Written request: Repeat every line exactly, keeping the pictures out of the copy.

Data segment:
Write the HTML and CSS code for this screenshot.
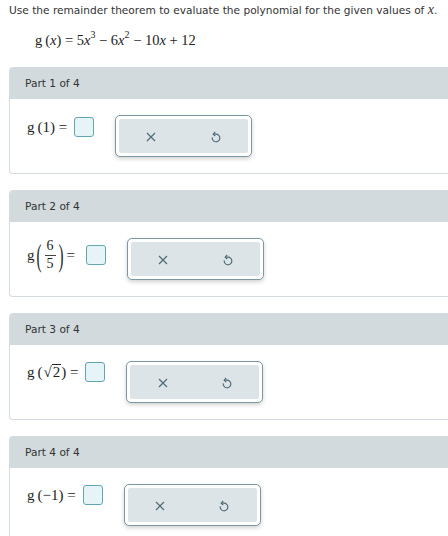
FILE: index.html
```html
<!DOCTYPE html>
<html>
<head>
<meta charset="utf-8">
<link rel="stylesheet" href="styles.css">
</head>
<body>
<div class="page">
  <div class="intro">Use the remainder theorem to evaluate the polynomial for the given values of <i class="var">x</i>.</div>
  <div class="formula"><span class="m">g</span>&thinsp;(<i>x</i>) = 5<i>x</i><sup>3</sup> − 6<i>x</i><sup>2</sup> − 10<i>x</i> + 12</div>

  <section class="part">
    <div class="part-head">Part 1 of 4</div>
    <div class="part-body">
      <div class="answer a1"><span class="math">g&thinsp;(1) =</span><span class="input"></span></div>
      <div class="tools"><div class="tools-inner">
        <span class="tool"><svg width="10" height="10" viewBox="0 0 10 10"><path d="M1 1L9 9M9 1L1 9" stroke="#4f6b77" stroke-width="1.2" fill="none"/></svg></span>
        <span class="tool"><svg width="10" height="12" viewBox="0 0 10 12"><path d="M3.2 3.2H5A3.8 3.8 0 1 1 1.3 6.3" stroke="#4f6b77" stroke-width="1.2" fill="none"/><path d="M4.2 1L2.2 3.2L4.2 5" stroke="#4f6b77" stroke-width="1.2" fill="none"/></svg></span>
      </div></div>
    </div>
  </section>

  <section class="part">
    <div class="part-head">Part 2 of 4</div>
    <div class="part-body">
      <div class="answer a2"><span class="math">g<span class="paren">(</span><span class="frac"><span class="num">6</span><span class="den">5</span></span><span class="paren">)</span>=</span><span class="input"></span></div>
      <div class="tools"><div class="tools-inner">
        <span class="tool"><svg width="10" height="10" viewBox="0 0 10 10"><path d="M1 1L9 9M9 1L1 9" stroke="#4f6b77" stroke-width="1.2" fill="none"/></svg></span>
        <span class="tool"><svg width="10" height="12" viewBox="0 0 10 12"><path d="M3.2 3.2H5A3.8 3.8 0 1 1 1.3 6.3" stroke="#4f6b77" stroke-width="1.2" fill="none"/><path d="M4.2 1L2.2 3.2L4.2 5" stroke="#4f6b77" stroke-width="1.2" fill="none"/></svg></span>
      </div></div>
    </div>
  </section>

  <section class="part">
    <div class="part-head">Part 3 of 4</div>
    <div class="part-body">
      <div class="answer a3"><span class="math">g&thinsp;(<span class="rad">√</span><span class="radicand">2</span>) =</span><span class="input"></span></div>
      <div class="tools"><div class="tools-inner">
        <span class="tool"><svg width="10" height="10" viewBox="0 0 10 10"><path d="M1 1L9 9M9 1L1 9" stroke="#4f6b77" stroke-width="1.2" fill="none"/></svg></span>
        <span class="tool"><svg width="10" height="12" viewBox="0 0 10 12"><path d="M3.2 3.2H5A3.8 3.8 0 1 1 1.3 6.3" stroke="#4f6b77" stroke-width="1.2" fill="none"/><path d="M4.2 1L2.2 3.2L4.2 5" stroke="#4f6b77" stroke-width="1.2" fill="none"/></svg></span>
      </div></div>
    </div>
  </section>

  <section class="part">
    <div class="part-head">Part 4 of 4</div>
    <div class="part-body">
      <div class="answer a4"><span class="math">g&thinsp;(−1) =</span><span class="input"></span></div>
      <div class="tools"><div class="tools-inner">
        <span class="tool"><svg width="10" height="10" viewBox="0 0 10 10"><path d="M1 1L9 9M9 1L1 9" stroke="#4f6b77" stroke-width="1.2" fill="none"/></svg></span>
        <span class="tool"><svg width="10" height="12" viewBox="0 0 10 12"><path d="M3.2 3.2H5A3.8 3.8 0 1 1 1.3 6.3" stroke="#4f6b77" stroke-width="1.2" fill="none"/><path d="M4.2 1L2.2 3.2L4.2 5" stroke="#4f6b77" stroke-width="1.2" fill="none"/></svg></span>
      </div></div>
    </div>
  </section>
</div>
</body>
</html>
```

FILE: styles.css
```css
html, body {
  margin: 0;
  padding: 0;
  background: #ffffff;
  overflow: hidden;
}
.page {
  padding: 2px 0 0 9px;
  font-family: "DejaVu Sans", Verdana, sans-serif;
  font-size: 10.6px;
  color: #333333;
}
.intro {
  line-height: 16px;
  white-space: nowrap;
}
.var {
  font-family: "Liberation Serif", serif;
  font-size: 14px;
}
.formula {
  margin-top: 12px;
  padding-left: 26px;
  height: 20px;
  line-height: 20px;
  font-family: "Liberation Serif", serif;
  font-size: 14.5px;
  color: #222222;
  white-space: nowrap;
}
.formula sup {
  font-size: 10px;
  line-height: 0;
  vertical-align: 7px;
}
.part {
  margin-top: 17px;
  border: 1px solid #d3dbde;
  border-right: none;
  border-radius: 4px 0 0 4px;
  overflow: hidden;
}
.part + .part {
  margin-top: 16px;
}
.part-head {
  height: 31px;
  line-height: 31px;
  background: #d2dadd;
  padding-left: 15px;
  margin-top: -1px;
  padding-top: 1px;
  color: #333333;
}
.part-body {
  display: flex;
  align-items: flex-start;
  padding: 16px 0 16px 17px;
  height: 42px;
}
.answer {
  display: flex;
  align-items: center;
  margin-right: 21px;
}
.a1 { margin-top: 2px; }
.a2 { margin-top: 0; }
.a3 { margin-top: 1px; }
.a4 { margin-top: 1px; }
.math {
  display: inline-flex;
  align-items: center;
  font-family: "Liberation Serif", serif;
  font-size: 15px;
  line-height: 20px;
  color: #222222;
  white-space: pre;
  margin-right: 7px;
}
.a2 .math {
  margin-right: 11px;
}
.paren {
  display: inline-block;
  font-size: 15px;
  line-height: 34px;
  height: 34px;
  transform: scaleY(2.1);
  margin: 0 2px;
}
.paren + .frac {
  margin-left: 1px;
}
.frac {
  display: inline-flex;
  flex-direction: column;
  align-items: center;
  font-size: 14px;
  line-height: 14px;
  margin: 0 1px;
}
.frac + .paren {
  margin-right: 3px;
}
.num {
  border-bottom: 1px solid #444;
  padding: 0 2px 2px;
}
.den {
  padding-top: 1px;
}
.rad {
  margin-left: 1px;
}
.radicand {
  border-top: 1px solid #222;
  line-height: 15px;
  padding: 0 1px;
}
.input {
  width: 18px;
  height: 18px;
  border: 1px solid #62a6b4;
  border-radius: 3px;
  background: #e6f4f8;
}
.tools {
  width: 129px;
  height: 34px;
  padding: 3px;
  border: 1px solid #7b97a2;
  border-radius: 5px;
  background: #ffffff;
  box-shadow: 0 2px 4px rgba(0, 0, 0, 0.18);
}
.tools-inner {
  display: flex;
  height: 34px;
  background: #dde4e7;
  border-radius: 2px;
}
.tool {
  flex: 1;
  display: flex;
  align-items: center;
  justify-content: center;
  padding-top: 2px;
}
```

Exercise solution:
Write the HTML and CSS code for this screenshot.
FILE: index.html
```html
<!DOCTYPE html>
<html>
<head>
<meta charset="utf-8">
<link rel="stylesheet" href="styles.css">
</head>
<body>
<div class="page">
  <div class="intro">Use the remainder theorem to evaluate the polynomial for the given values of <i class="var">x</i>.</div>
  <div class="formula"><span class="m">g</span>&thinsp;(<i>x</i>) = 5<i>x</i><sup>3</sup> − 6<i>x</i><sup>2</sup> − 10<i>x</i> + 12</div>

  <section class="part">
    <div class="part-head">Part 1 of 4</div>
    <div class="part-body">
      <div class="answer a1"><span class="math">g&thinsp;(1) =</span><span class="input"></span></div>
      <div class="tools"><div class="tools-inner">
        <span class="tool"><svg width="10" height="10" viewBox="0 0 10 10"><path d="M1 1L9 9M9 1L1 9" stroke="#4f6b77" stroke-width="1.2" fill="none"/></svg></span>
        <span class="tool"><svg width="10" height="12" viewBox="0 0 10 12"><path d="M3.2 3.2H5A3.8 3.8 0 1 1 1.3 6.3" stroke="#4f6b77" stroke-width="1.2" fill="none"/><path d="M4.2 1L2.2 3.2L4.2 5" stroke="#4f6b77" stroke-width="1.2" fill="none"/></svg></span>
      </div></div>
    </div>
  </section>

  <section class="part">
    <div class="part-head">Part 2 of 4</div>
    <div class="part-body">
      <div class="answer a2"><span class="math">g<span class="paren">(</span><span class="frac"><span class="num">6</span><span class="den">5</span></span><span class="paren">)</span>=</span><span class="input"></span></div>
      <div class="tools"><div class="tools-inner">
        <span class="tool"><svg width="10" height="10" viewBox="0 0 10 10"><path d="M1 1L9 9M9 1L1 9" stroke="#4f6b77" stroke-width="1.2" fill="none"/></svg></span>
        <span class="tool"><svg width="10" height="12" viewBox="0 0 10 12"><path d="M3.2 3.2H5A3.8 3.8 0 1 1 1.3 6.3" stroke="#4f6b77" stroke-width="1.2" fill="none"/><path d="M4.2 1L2.2 3.2L4.2 5" stroke="#4f6b77" stroke-width="1.2" fill="none"/></svg></span>
      </div></div>
    </div>
  </section>

  <section class="part">
    <div class="part-head">Part 3 of 4</div>
    <div class="part-body">
      <div class="answer a3"><span class="math">g&thinsp;(<span class="rad">√</span><span class="radicand">2</span>) =</span><span class="input"></span></div>
      <div class="tools"><div class="tools-inner">
        <span class="tool"><svg width="10" height="10" viewBox="0 0 10 10"><path d="M1 1L9 9M9 1L1 9" stroke="#4f6b77" stroke-width="1.2" fill="none"/></svg></span>
        <span class="tool"><svg width="10" height="12" viewBox="0 0 10 12"><path d="M3.2 3.2H5A3.8 3.8 0 1 1 1.3 6.3" stroke="#4f6b77" stroke-width="1.2" fill="none"/><path d="M4.2 1L2.2 3.2L4.2 5" stroke="#4f6b77" stroke-width="1.2" fill="none"/></svg></span>
      </div></div>
    </div>
  </section>

  <section class="part">
    <div class="part-head">Part 4 of 4</div>
    <div class="part-body">
      <div class="answer a4"><span class="math">g&thinsp;(−1) =</span><span class="input"></span></div>
      <div class="tools"><div class="tools-inner">
        <span class="tool"><svg width="10" height="10" viewBox="0 0 10 10"><path d="M1 1L9 9M9 1L1 9" stroke="#4f6b77" stroke-width="1.2" fill="none"/></svg></span>
        <span class="tool"><svg width="10" height="12" viewBox="0 0 10 12"><path d="M3.2 3.2H5A3.8 3.8 0 1 1 1.3 6.3" stroke="#4f6b77" stroke-width="1.2" fill="none"/><path d="M4.2 1L2.2 3.2L4.2 5" stroke="#4f6b77" stroke-width="1.2" fill="none"/></svg></span>
      </div></div>
    </div>
  </section>
</div>
</body>
</html>
```

FILE: styles.css
```css
html, body {
  margin: 0;
  padding: 0;
  background: #ffffff;
  overflow: hidden;
}
.page {
  padding: 2px 0 0 9px;
  font-family: "DejaVu Sans", Verdana, sans-serif;
  font-size: 10.6px;
  color: #333333;
}
.intro {
  line-height: 16px;
  white-space: nowrap;
}
.var {
  font-family: "Liberation Serif", serif;
  font-size: 14px;
}
.formula {
  margin-top: 12px;
  padding-left: 26px;
  height: 20px;
  line-height: 20px;
  font-family: "Liberation Serif", serif;
  font-size: 14.5px;
  color: #222222;
  white-space: nowrap;
}
.formula sup {
  font-size: 10px;
  line-height: 0;
  vertical-align: 7px;
}
.part {
  margin-top: 17px;
  border: 1px solid #d3dbde;
  border-right: none;
  border-radius: 4px 0 0 4px;
  overflow: hidden;
}
.part + .part {
  margin-top: 16px;
}
.part-head {
  height: 31px;
  line-height: 31px;
  background: #d2dadd;
  padding-left: 15px;
  margin-top: -1px;
  padding-top: 1px;
  color: #333333;
}
.part-body {
  display: flex;
  align-items: flex-start;
  padding: 16px 0 16px 17px;
  height: 42px;
}
.answer {
  display: flex;
  align-items: center;
  margin-right: 21px;
}
.a1 { margin-top: 2px; }
.a2 { margin-top: 0; }
.a3 { margin-top: 1px; }
.a4 { margin-top: 1px; }
.math {
  display: inline-flex;
  align-items: center;
  font-family: "Liberation Serif", serif;
  font-size: 15px;
  line-height: 20px;
  color: #222222;
  white-space: pre;
  margin-right: 7px;
}
.a2 .math {
  margin-right: 11px;
}
.paren {
  display: inline-block;
  font-size: 15px;
  line-height: 34px;
  height: 34px;
  transform: scaleY(2.1);
  margin: 0 2px;
}
.paren + .frac {
  margin-left: 1px;
}
.frac {
  display: inline-flex;
  flex-direction: column;
  align-items: center;
  font-size: 14px;
  line-height: 14px;
  margin: 0 1px;
}
.frac + .paren {
  margin-right: 3px;
}
.num {
  border-bottom: 1px solid #444;
  padding: 0 2px 2px;
}
.den {
  padding-top: 1px;
}
.rad {
  margin-left: 1px;
}
.radicand {
  border-top: 1px solid #222;
  line-height: 15px;
  padding: 0 1px;
}
.input {
  width: 18px;
  height: 18px;
  border: 1px solid #62a6b4;
  border-radius: 3px;
  background: #e6f4f8;
}
.tools {
  width: 129px;
  height: 34px;
  padding: 3px;
  border: 1px solid #7b97a2;
  border-radius: 5px;
  background: #ffffff;
  box-shadow: 0 2px 4px rgba(0, 0, 0, 0.18);
}
.tools-inner {
  display: flex;
  height: 34px;
  background: #dde4e7;
  border-radius: 2px;
}
.tool {
  flex: 1;
  display: flex;
  align-items: center;
  justify-content: center;
  padding-top: 2px;
}
```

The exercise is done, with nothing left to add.